• _YOUR TASK_: Don't copy the pictures; return every other part of the records exactly.

_ _ _ _ _ _ _

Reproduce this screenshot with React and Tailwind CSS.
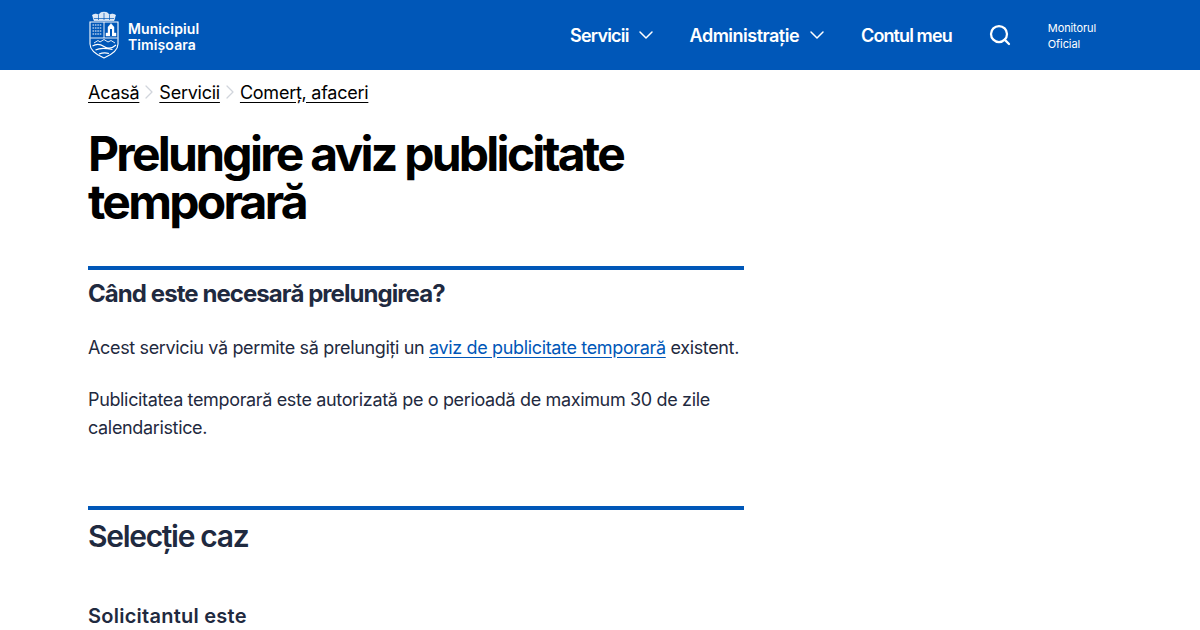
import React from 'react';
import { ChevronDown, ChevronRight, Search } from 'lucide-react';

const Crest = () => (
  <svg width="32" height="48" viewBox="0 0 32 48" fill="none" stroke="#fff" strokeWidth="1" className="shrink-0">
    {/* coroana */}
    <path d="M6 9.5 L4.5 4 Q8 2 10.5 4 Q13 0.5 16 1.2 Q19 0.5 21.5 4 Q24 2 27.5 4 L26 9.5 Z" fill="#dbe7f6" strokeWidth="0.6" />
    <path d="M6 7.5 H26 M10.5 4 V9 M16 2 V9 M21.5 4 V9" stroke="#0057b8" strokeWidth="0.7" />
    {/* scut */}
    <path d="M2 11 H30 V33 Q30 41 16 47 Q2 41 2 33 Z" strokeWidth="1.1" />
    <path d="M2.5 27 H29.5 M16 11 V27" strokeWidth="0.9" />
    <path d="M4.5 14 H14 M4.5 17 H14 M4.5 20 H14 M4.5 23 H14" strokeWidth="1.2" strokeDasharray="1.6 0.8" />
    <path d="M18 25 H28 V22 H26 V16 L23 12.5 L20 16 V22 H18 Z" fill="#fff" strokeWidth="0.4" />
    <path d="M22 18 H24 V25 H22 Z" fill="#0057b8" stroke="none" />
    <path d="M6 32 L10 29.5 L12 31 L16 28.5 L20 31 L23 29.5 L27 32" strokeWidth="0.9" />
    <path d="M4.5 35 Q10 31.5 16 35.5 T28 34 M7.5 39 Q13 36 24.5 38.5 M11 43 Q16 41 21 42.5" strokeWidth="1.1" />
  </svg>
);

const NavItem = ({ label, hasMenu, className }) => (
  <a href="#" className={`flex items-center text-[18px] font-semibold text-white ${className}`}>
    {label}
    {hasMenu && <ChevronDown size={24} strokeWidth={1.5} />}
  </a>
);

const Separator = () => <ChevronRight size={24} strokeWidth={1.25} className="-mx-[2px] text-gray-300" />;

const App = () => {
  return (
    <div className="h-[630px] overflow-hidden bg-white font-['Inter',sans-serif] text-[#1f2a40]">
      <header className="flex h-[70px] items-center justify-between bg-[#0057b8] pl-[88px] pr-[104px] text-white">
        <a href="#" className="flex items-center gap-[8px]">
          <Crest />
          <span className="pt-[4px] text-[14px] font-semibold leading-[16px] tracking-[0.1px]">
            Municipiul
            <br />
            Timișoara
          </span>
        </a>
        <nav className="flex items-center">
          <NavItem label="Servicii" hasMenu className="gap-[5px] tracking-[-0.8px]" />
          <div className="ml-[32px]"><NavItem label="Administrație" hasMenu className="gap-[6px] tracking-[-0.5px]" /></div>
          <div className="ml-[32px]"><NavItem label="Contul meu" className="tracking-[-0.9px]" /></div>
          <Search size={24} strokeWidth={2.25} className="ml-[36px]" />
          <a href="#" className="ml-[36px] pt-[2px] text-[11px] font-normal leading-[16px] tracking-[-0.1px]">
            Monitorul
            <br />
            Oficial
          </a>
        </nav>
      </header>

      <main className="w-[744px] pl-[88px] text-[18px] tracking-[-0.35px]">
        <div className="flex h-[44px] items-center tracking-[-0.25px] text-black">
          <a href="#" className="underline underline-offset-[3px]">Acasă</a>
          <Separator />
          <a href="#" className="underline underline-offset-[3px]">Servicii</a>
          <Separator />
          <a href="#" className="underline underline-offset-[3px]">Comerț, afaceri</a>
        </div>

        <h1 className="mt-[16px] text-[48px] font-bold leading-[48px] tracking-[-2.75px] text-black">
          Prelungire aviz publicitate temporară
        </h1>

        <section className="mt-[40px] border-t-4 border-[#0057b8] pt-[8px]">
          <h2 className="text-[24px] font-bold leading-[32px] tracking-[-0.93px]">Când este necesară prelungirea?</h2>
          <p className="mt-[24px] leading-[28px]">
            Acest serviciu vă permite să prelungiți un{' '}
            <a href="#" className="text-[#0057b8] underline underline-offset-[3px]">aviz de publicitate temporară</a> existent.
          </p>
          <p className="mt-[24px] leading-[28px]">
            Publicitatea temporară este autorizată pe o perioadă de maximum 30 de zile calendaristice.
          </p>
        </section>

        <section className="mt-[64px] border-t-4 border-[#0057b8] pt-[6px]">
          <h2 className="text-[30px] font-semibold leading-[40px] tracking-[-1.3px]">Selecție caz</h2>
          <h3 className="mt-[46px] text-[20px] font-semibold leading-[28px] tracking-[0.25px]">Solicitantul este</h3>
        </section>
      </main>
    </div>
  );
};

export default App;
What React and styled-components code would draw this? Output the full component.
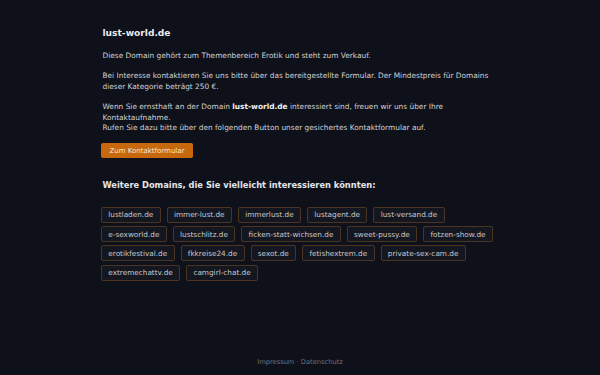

_ _ _ _ _ _ _

• _REPLY TO THE EXERCISE_:
Reproduce this screenshot with React and Tailwind CSS.
import React from 'react';
import { ChevronDown, ChevronRight, Search } from 'lucide-react';

const Crest = () => (
  <svg width="32" height="48" viewBox="0 0 32 48" fill="none" stroke="#fff" strokeWidth="1" className="shrink-0">
    {/* coroana */}
    <path d="M6 9.5 L4.5 4 Q8 2 10.5 4 Q13 0.5 16 1.2 Q19 0.5 21.5 4 Q24 2 27.5 4 L26 9.5 Z" fill="#dbe7f6" strokeWidth="0.6" />
    <path d="M6 7.5 H26 M10.5 4 V9 M16 2 V9 M21.5 4 V9" stroke="#0057b8" strokeWidth="0.7" />
    {/* scut */}
    <path d="M2 11 H30 V33 Q30 41 16 47 Q2 41 2 33 Z" strokeWidth="1.1" />
    <path d="M2.5 27 H29.5 M16 11 V27" strokeWidth="0.9" />
    <path d="M4.5 14 H14 M4.5 17 H14 M4.5 20 H14 M4.5 23 H14" strokeWidth="1.2" strokeDasharray="1.6 0.8" />
    <path d="M18 25 H28 V22 H26 V16 L23 12.5 L20 16 V22 H18 Z" fill="#fff" strokeWidth="0.4" />
    <path d="M22 18 H24 V25 H22 Z" fill="#0057b8" stroke="none" />
    <path d="M6 32 L10 29.5 L12 31 L16 28.5 L20 31 L23 29.5 L27 32" strokeWidth="0.9" />
    <path d="M4.5 35 Q10 31.5 16 35.5 T28 34 M7.5 39 Q13 36 24.5 38.5 M11 43 Q16 41 21 42.5" strokeWidth="1.1" />
  </svg>
);

const NavItem = ({ label, hasMenu, className }) => (
  <a href="#" className={`flex items-center text-[18px] font-semibold text-white ${className}`}>
    {label}
    {hasMenu && <ChevronDown size={24} strokeWidth={1.5} />}
  </a>
);

const Separator = () => <ChevronRight size={24} strokeWidth={1.25} className="-mx-[2px] text-gray-300" />;

const App = () => {
  return (
    <div className="h-[630px] overflow-hidden bg-white font-['Inter',sans-serif] text-[#1f2a40]">
      <header className="flex h-[70px] items-center justify-between bg-[#0057b8] pl-[88px] pr-[104px] text-white">
        <a href="#" className="flex items-center gap-[8px]">
          <Crest />
          <span className="pt-[4px] text-[14px] font-semibold leading-[16px] tracking-[0.1px]">
            Municipiul
            <br />
            Timișoara
          </span>
        </a>
        <nav className="flex items-center">
          <NavItem label="Servicii" hasMenu className="gap-[5px] tracking-[-0.8px]" />
          <div className="ml-[32px]"><NavItem label="Administrație" hasMenu className="gap-[6px] tracking-[-0.5px]" /></div>
          <div className="ml-[32px]"><NavItem label="Contul meu" className="tracking-[-0.9px]" /></div>
          <Search size={24} strokeWidth={2.25} className="ml-[36px]" />
          <a href="#" className="ml-[36px] pt-[2px] text-[11px] font-normal leading-[16px] tracking-[-0.1px]">
            Monitorul
            <br />
            Oficial
          </a>
        </nav>
      </header>

      <main className="w-[744px] pl-[88px] text-[18px] tracking-[-0.35px]">
        <div className="flex h-[44px] items-center tracking-[-0.25px] text-black">
          <a href="#" className="underline underline-offset-[3px]">Acasă</a>
          <Separator />
          <a href="#" className="underline underline-offset-[3px]">Servicii</a>
          <Separator />
          <a href="#" className="underline underline-offset-[3px]">Comerț, afaceri</a>
        </div>

        <h1 className="mt-[16px] text-[48px] font-bold leading-[48px] tracking-[-2.75px] text-black">
          Prelungire aviz publicitate temporară
        </h1>

        <section className="mt-[40px] border-t-4 border-[#0057b8] pt-[8px]">
          <h2 className="text-[24px] font-bold leading-[32px] tracking-[-0.93px]">Când este necesară prelungirea?</h2>
          <p className="mt-[24px] leading-[28px]">
            Acest serviciu vă permite să prelungiți un{' '}
            <a href="#" className="text-[#0057b8] underline underline-offset-[3px]">aviz de publicitate temporară</a> existent.
          </p>
          <p className="mt-[24px] leading-[28px]">
            Publicitatea temporară este autorizată pe o perioadă de maximum 30 de zile calendaristice.
          </p>
        </section>

        <section className="mt-[64px] border-t-4 border-[#0057b8] pt-[6px]">
          <h2 className="text-[30px] font-semibold leading-[40px] tracking-[-1.3px]">Selecție caz</h2>
          <h3 className="mt-[46px] text-[20px] font-semibold leading-[28px] tracking-[0.25px]">Solicitantul este</h3>
        </section>
      </main>
    </div>
  );
};

export default App;
What React and styled-components code would draw this? Output the full component.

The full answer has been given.